John Meiners, native of Germany, had come to the United States about 1848 and had established a successful brewery business in Milwaukee. He acquired this Ojai ranch in the seventies, sight unseen, as a result of an unpaid debt. When he heard that his friend, Edward D. Holton, a Milwaukee banker, was going to California for a brief trip, Meiners asked him to see the property he had acquired. Mr. Holton’s evaluation was perhaps it was the largest oak grove on level land in Southern California, much of it so dense that the ground was in continuous shade. Furthermore, to his surprise, Meiners discovered that the climate of the valley was good for his asthma.
Hogs grazed there
For a long time the oak grove was fenced, and provided pasture for a large herd of hogs. All traffic from Ojai to Matilija went on a private road through the Meiners property, using a gate which was supposed to be kept closed. So many people went through the gate without closing it that in 1893, the manager of the ranch, P. W. Soper, locked the gate. With the Meiners road closed the only way of getting the mail to Matilija by stagecoach was a roundabout one by Rice Rd. A news item in “The Ojai” related that, as Rice Road had been flooded, “the mail was sent up to Matilija last night on horseback, the rider going across the back hill country. . .” However, Mr. Soper later gave several keys to A. W. Blumberg, operator of Matilija Hot Springs, with the stipulation that they be used only by mail carriers and scheduled stagecoach drivers.
In 1896, the big barn, on the Meiners Ranch, located approximately where the Ranch House Restaurant is now, caught fire one evening about midnight. No fire fighting equipment was available. Twenty horses, many tons of hay, harness, and farm implements were completely destroyed. “The Ojai” of February 15, 1896 reported, “Through the flames the horses could be seen plunging and dashing about insanely in the midst of the burning firey furnace; twenty fell victims without a single rescue.” But, the article goes on to state further, “Mr. Meiners built a large temporary barn on Monday, and the work of the great ranch goes on energetically.”
House still stands
The Milwaukee brewer lived on his ranch intermittently from the 1880’s until his death in the valley in 1898. His original big house still stands on the hill above the Ranch House Restaurant and is now used by the Happy Valley School.

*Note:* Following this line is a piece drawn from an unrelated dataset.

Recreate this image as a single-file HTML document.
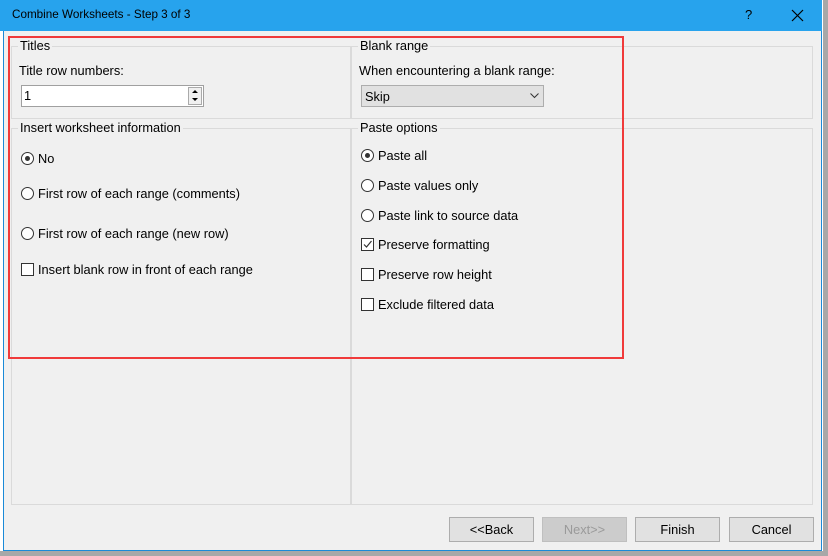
<!DOCTYPE html>
<html><head><style>
*{margin:0;padding:0;box-sizing:border-box}
body{width:828px;height:556px;position:relative;overflow:hidden;background:#fff;font-family:"Liberation Sans",sans-serif;font-size:12.8px;color:#000}
.a{position:absolute}
.win{left:3px;top:0;width:819px;height:551px;background:#f0f0f0;border:1px solid #1a8ad8;border-top:none}
.tb{left:0;top:0;width:822px;height:31px;background:#27a3ed}
.grp{border:1px solid #dadada}
.lbl{background:#f0f0f0;padding:0 2px;line-height:14px}
.rd{width:13px;height:13px;border:1px solid #333;border-radius:50%;background:#fff}
.rd.on::after{content:"";position:absolute;left:3px;top:3px;width:5px;height:5px;border-radius:50%;background:#333}
.cb{width:13px;height:13px;border:1px solid #333;background:#fff}
.btn{height:25px;width:85px;border:1px solid #adadad;background:#e1e1e1;text-align:center;line-height:23px}
</style></head><body>
<div class="a" style="left:823px;top:0;width:5px;height:556px;background:#a8a8a8"></div>
<div class="a" style="left:0;top:551px;width:828px;height:5px;background:#a8a8a8"></div>
<div class="a win"></div>
<div class="a tb"></div>
<div class="a" style="left:12px;top:8px;font-size:11.7px">Combine Worksheets - Step 3 of 3</div>
<div class="a" style="left:745px;top:7px;font-size:13px">?</div>
<svg class="a" style="left:791px;top:9px" width="13" height="13"><path d="M1 1L12 12M12 1L1 12" stroke="#000" stroke-width="1.2"/></svg>

<div class="a grp" style="left:11px;top:46px;width:340px;height:73px"></div>
<div class="a grp" style="left:351px;top:46px;width:462px;height:73px"></div>
<div class="a grp" style="left:11px;top:128px;width:340px;height:377px"></div>
<div class="a grp" style="left:351px;top:128px;width:462px;height:377px"></div>
<div class="a lbl" style="left:18px;top:39px">Titles</div>
<div class="a lbl" style="left:358px;top:39px">Blank range</div>
<div class="a lbl" style="left:18px;top:121px">Insert worksheet information</div>
<div class="a lbl" style="left:358px;top:121px">Paste options</div>

<div class="a" style="left:19px;top:63px">Title row numbers:</div>
<div class="a" style="left:21px;top:85px;width:183px;height:22px;border:1px solid #a0a0a0;background:#fff"></div>
<div class="a" style="left:24px;top:88px">1</div>
<div class="a" style="left:188px;top:87px;width:14px;height:18px;border:1px solid #aaa;background:#f0f0f0"></div>
<svg class="a" style="left:191px;top:89px" width="8" height="14"><path d="M1 4L4 1L7 4ZM1 9L4 12L7 9Z" fill="#000"/></svg>

<div class="a" style="left:359px;top:63px">When encountering a blank range:</div>
<div class="a" style="left:361px;top:85px;width:183px;height:22px;border:1px solid #adadad;background:#e1e1e1"></div>
<div class="a" style="left:365px;top:89px">Skip</div>
<svg class="a" style="left:530px;top:93px" width="9" height="6"><path d="M0.5 0.5L4.5 4.5L8.5 0.5" stroke="#333" fill="none"/></svg>

<div class="a rd on" style="left:21px;top:152px"></div><div class="a" style="left:38px;top:151px">No</div>
<div class="a rd" style="left:21px;top:187px"></div><div class="a" style="left:38px;top:186px">First row of each range (comments)</div>
<div class="a rd" style="left:21px;top:227px"></div><div class="a" style="left:38px;top:226px">First row of each range (new row)</div>
<div class="a cb" style="left:21px;top:263px"></div><div class="a" style="left:38px;top:262px">Insert blank row in front of each range</div>

<div class="a rd on" style="left:361px;top:149px"></div><div class="a" style="left:378px;top:148px">Paste all</div>
<div class="a rd" style="left:361px;top:179px"></div><div class="a" style="left:378px;top:178px">Paste values only</div>
<div class="a rd" style="left:361px;top:209px"></div><div class="a" style="left:378px;top:208px">Paste link to source data</div>
<div class="a cb" style="left:361px;top:238px"></div><svg class="a" style="left:362px;top:239px" width="11" height="11"><path d="M2 5.5L4.5 8L9.5 2" stroke="#333" stroke-width="1.2" fill="none"/></svg><div class="a" style="left:378px;top:237px">Preserve formatting</div>
<div class="a cb" style="left:361px;top:268px"></div><div class="a" style="left:378px;top:267px">Preserve row height</div>
<div class="a cb" style="left:361px;top:298px"></div><div class="a" style="left:378px;top:297px">Exclude filtered data</div>

<div class="a" style="left:8px;top:36px;width:616px;height:323px;border:2px solid #f03a3a"></div>

<div class="a btn" style="left:449px;top:517px">&lt;&lt;Back</div>
<div class="a btn" style="left:542px;top:517px;background:#cccccc;border-color:#bfbfbf;color:#9a9a9a">Next&gt;&gt;</div>
<div class="a btn" style="left:635px;top:517px">Finish</div>
<div class="a btn" style="left:729px;top:517px">Cancel</div>
</body></html>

John Meiners organized his ever-increasing acreage into a very productive ranch. Several hundred acres to the north of the oak grove were planted in oranges, lemons, prunes, apricots and apples. P. W. Soper, father of the late “Pop” Soper, was general manager of the Meiners Ranch, and lessee of 90 acres of Texas red oats, 90 acres of wheat, and 200 acres of barley. A visitor who toured the ranch with Mr. Meiners in 1897 wrote, “At the Meiners Ranch we saw stalks of oats that measured 7 feet 7 inches.”
To visualize the vast area, the ranch can be described as bounded on the south by the hills of the Happy Valley School [Oak Grove School now], on the west by Rice Road, and on the north by the foothills near Cozy Dell Canyon, and on the east by a line running through the junction of Highway 33 and El Roblar St., north and south.
The forebears of several of the present day residents of Ojai Valley came here as a result of John Meiners’ interest in his ranch. The grand-daughters of Edward D. Holton, who made the original favorable report concerning the ranch of Mr. Meiners, and the Ojai Valley, are Miss Alice and Helen Robertson of the East Valley, and his great grand-daughter, Mrs. Anson Thacher. Otto Busch came to the ranch as manager in 1907, and his son, Geo. Busch, now retired, was one of Ojai’s postmasters.